Juan Malpartida ha publicado el segundo volumen de sus diarios, Estación de cercanías (Fórcola, Madrid, 2015). Un diario es el quedarse a solas el escritor consigo mismo, en una suerte de diálogo donde hay un ausente, según el epígrafe del libro. Esa ausencia es la que incita a la escritura, la que excita su elocuencia. Es un encuentro con las irreductibles obsesiones que son los temas de un escritor. Un autoexamen, si se quiere, aunque la palabra examen esté cargada de connotaciones molestas: un tribunal, alguien que debe ser juzgado, aprobado o reprobado.
Nada de eso ocurre cuando un escritor inventa, o sea que halla lo que no busca y lo examina. Recuerdo al personaje de Novalis, que escarba en una mina de carbón y da con un diamante. A la luz, el carbón la rechaza y el diamante la multiplica. Es lo que consigue Malpartida en su diaria deriva entre unas palabras que no pueden ser sino suyas y se vuelven de todos.

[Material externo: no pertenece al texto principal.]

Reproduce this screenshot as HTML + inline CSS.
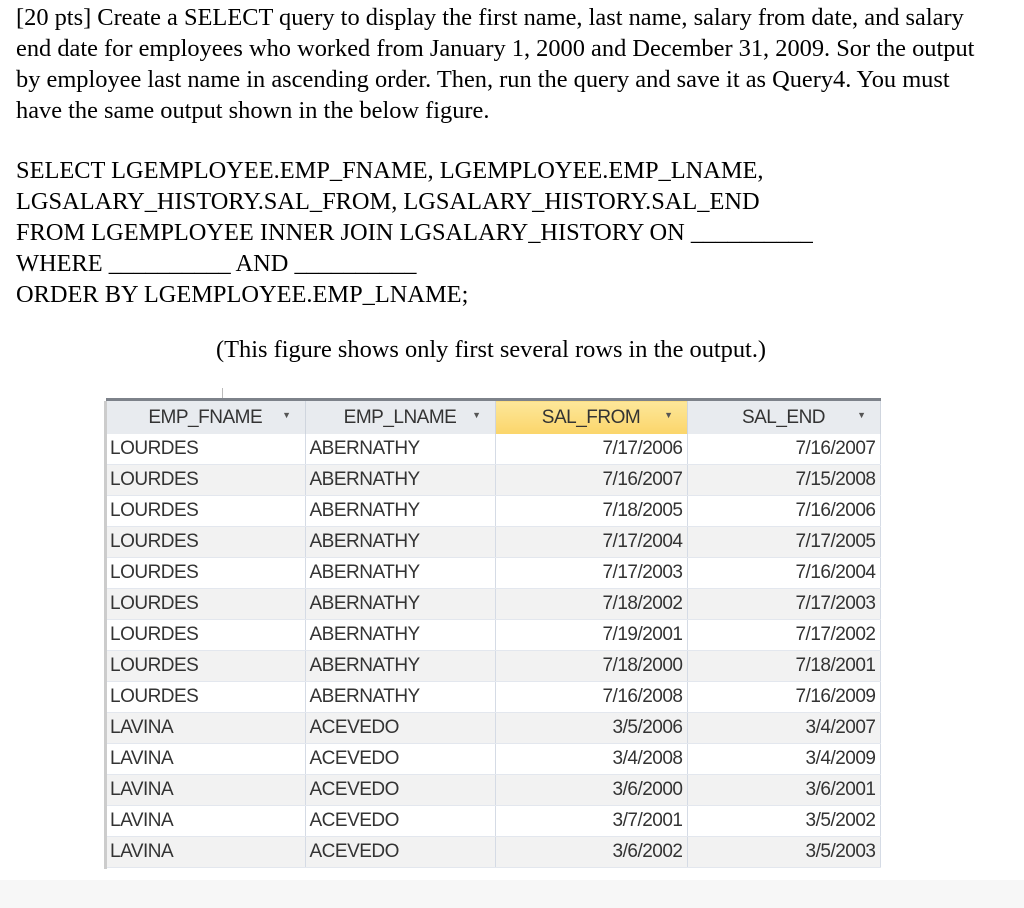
<!DOCTYPE html>
<html><head><style>
body{margin:0;width:1024px;height:908px;background:#fff;position:relative;overflow:hidden;font-family:"Liberation Serif",serif;color:#000}
.t{position:absolute;left:16px;font-size:24.4px;line-height:31px;white-space:nowrap}
.tbl{position:absolute;left:106px;top:398px;border-collapse:collapse;table-layout:fixed;width:774px;font-family:"Liberation Sans",sans-serif;font-size:19px;color:#333}
.tbl td{height:30px;padding:0 4px;border-right:1px solid #d5dbe5;border-bottom:1px solid #e3e7ee;letter-spacing:-0.5px;overflow:hidden}
.tbl th{height:31px;font-weight:normal;background:#e8ebef;border-right:1px solid #cfd5de;border-top:3px solid #7d828a;text-align:center;position:relative;letter-spacing:-0.5px}
.tbl th.y{background:linear-gradient(#fde79a,#fbd56a)}
.tbl th span{position:absolute;right:14px;top:9px;font-size:9px;color:#555}
.tbl tbody tr:nth-child(even) td{background:#f2f2f2}
.r{text-align:right}
</style></head><body>
<div class="t" style="top:2px">[20 pts] Create a SELECT query to display the first name, last name, salary from date, and salary<br>end date for employees who worked from January 1, 2000 and December 31, 2009. Sor the output<br>by employee last name in ascending order. Then, run the query and save it as Query4. You must<br>have the same output shown in the below figure.</div>
<div class="t" style="top:155px">SELECT LGEMPLOYEE.EMP_FNAME, LGEMPLOYEE.EMP_LNAME,<br>LGSALARY_HISTORY.SAL_FROM, LGSALARY_HISTORY.SAL_END<br>FROM LGEMPLOYEE INNER JOIN LGSALARY_HISTORY ON __________<br>WHERE __________ AND __________<br>ORDER BY LGEMPLOYEE.EMP_LNAME;</div>
<div class="t" style="top:334px;left:216px">(This figure shows only first several rows in the output.)</div>
<div style="position:absolute;left:222px;top:388px;width:666px;height:10px;border-left:1px solid #bbb;background:#fff"></div>
<table class="tbl">
<colgroup><col style="width:199px"><col style="width:190px"><col style="width:192px"><col style="width:193px"></colgroup>
<thead><tr><th>EMP_FNAME<span>▼</span></th><th>EMP_LNAME<span>▼</span></th><th class="y">SAL_FROM<span>▼</span></th><th>SAL_END<span>▼</span></th></tr></thead>
<tbody>
<tr><td>LOURDES</td><td>ABERNATHY</td><td class="r">7/17/2006</td><td class="r">7/16/2007</td></tr>
<tr><td>LOURDES</td><td>ABERNATHY</td><td class="r">7/16/2007</td><td class="r">7/15/2008</td></tr>
<tr><td>LOURDES</td><td>ABERNATHY</td><td class="r">7/18/2005</td><td class="r">7/16/2006</td></tr>
<tr><td>LOURDES</td><td>ABERNATHY</td><td class="r">7/17/2004</td><td class="r">7/17/2005</td></tr>
<tr><td>LOURDES</td><td>ABERNATHY</td><td class="r">7/17/2003</td><td class="r">7/16/2004</td></tr>
<tr><td>LOURDES</td><td>ABERNATHY</td><td class="r">7/18/2002</td><td class="r">7/17/2003</td></tr>
<tr><td>LOURDES</td><td>ABERNATHY</td><td class="r">7/19/2001</td><td class="r">7/17/2002</td></tr>
<tr><td>LOURDES</td><td>ABERNATHY</td><td class="r">7/18/2000</td><td class="r">7/18/2001</td></tr>
<tr><td>LOURDES</td><td>ABERNATHY</td><td class="r">7/16/2008</td><td class="r">7/16/2009</td></tr>
<tr><td>LAVINA</td><td>ACEVEDO</td><td class="r">3/5/2006</td><td class="r">3/4/2007</td></tr>
<tr><td>LAVINA</td><td>ACEVEDO</td><td class="r">3/4/2008</td><td class="r">3/4/2009</td></tr>
<tr><td>LAVINA</td><td>ACEVEDO</td><td class="r">3/6/2000</td><td class="r">3/6/2001</td></tr>
<tr><td>LAVINA</td><td>ACEVEDO</td><td class="r">3/7/2001</td><td class="r">3/5/2002</td></tr>
<tr><td>LAVINA</td><td>ACEVEDO</td><td class="r">3/6/2002</td><td class="r">3/5/2003</td></tr>
</tbody></table>
<div style="position:absolute;left:104px;top:401px;width:3px;height:468px;background:#ccc"></div>
<div style="position:absolute;left:0;top:880px;width:1024px;height:28px;background:#f7f7f7"></div>
</body></html>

En una apretada nota como ésta sería imposible siquiera describir la riqueza del escritor aficionado a la mineralogía del lenguaje. Me detengo simplemente en una página donde narra su primer encuentro con la poesía. Nada más que un encuentro, nada menos. Corrijo: el Encuentro. Estaba cenando en familia y, de pronto, se sintió extraño. Las conversaciones que oía se tornaron opacas y dejó de escucharlas. Se marchó a su habitación, a seguir leyendo alguna novela recorrida a medias. No lo hizo sino que se sumergió en un libro de poemas. Cito: “Fatalmente sentí que ese lenguaje poseía algo maravilloso y terriblemente especial”. Hay connotaciones: una grieta, una herida bruscamente cicatrizada, la transfiguración del lector en otro, una especie de huérfano que, como en toda orfandad, busca una reparación. Y esa reparación no era el ensimismamiento, la afirmación del yo digo, sino la otredad, lo que ellas, las palabras, me dicen. Soy el entredicho, alguien al cual interpelan.
La poesía, leída, releída ‒seguramente, muchos otros habían leído esos versos antes que él‒ le ha producido una extrañeza y en esa extrañeza se ha reconocido. El poema lo ha obligado a preguntarse quién es. La poesía, reflexiona, es una presencia que alcanza a conformar el ser, una forma de ser. Se sale del movimiento circular de la vida –sigo citando– sin saber hacia dónde vamos pero con una gozosa confianza en la palabra: gozosa, no necesariamente placentera ni doliente. Gozar es perderse para hallarse en un ejercicio de borramiento de los límites. En el uso corriente del lenguaje ponemos confines, significamos. Al poetizar, vamos más allá. Ya veremos hasta dónde llegamos.
Con esta clave puede leerse, quizá, toda la poesía de Malpartida. Desde luego, la narración de la escena, que en un mero prosista habría sido una anécdota, la excede. Es un ejemplo de cómo, sin someterse a examen, sin embargo la poesía examina a la palabra. No se trata de poesía intelectual porque este adjetivo limitaría a priori un espacio y despoetizaría la faena, que consiste en respetar la libertad de la palabra. Se trata de una poesía que alcanza al intelecto, lo cual es lo contrario. Una poesía que intelige, una poesía inteligente, que entiende al decir y no obliga a decir a las palabras. Los poetas a los que frecuentemente alude Malpartida –Octavio Paz en primer lugar pero también Eliot, Valéry, Antonio Machado– lo han hecho. Poesía: orfandad del verbo. Como si nadie nunca hubiera conseguido activar esas palabras que son el poema. De pronto, en el silencio del mundo, el decir empieza. El carbón ilumina la noche porque ya no es carbón sino diamante.